I've found that if you architect your application such that the threads module is only imported where needed, it all works out nicely. (Does a lot of data-copying on each thread initialisation.)

Yes. There are two features that could be added to the current implementation of threads that would, IMO, revolutionise their ease of use:

threads->reallyNew( \&code, ... );.
This would start a new interpreter, do no cloning beyond those internal things necessary to make the interpreter work, and would simply run the coderef I provide. No closures. No cloned uses. Do nothing except what I choose to do explicitly.
50% of the weight problems and 90% of the startup delays could be avoided by this measure--and it would make programming threads much easier.
I wouldn't have to try and guess what might or might not be cloned into my threads, nor take extra-ordinary steps to arrange my code layout to try and avoid stuff getting cloned that I don't need or want in my threads.
This single factor, the 'lets pretend we are fork and clone everything in the current thread', is what makes it nearly impossible to encapsulate threads in modules.
If I write a class that creates a thread at some point, at either the class or instance level. I cannot know when the user will load the module--before or after they already included the rest of CPAN in their application--so I cannot control how heavy the thread I start, will be. Nor control the cloning of things--like DB handles--that should not be cloned.
And if the thread is created on a per instance basis, each new instance will be different, and heavier than previous because it will inherit anything that has been accumulated by the starting thread in the interim.
This is a nonsense.
A threads::shared::share() that does what it says on the tin--ie. shares what I ask it to share.
The current design
- that will take a named aggregate object, but not an anonymous one (by-passable).
- And silently empties that object before sharing the base reference.
is so broken as to be ridiculous. How anyone ever thought that silently discarding user data was a good idea beggars belief.
This decision single-handedly makes using shared compound data structures so difficult that it creates the need for hacks like Thread::Queue::Any that use Storable to freeze and thaw structures for exchange.
It is possible to create your own recursive share() using something like Data::Rmap, but getting it right is distinctly non-trivial. Trying to debug it when it goes wrong requires deep understanding of the internals--well beyond my superficial understanding. It requires the use of debug builds of perl and access to, and the knowledge of how to use, all the tools like gdb and purify and others that the internals guys use.
This is exactly the type of code that should live in the core and be maintained in conjunction with the core.

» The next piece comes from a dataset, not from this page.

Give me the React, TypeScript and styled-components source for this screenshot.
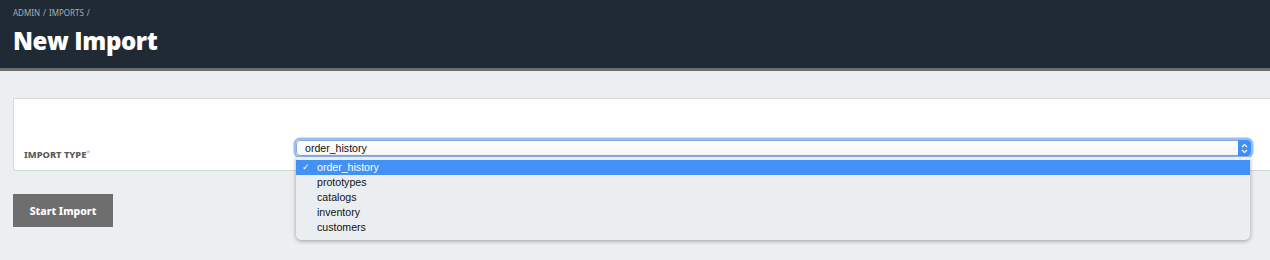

I've been banging on about both for years, and I've attempted to garner understanding and support for these changes, but to no avail. I had high hopes when the cpan version of threads was born..

I even send complex objects (after having structured the objects such that re-bless and $obj->init($DATA) works in unit tests).

Personally, I do not think that using the re-blessing trick, nor proxy-object modules, is a good idea. Hence my reluctance to use or advocate them. In essence, I do not believe that sharing objects across threads is either a good design decision, nor ever really necessary.

Trans-thread object instances create the need for, and all the potential pitfalls and caveats of inter-thread synchronisation. Threads should only synchronise at the end of their lives; or via well-defined, mono-directional, asynchronous message passing mechanisms. Eg. Queues.

All other class-based thread usage should be contained within an object, not extra to it. Ie. If an object instance needs to do something slow or blocking, it should pass just that part of its state to a thread, dedicated to performing that operation. It then checks for, and if available, retrieves that result the next time the code that owns the object attempts to access the object state derived by that operation.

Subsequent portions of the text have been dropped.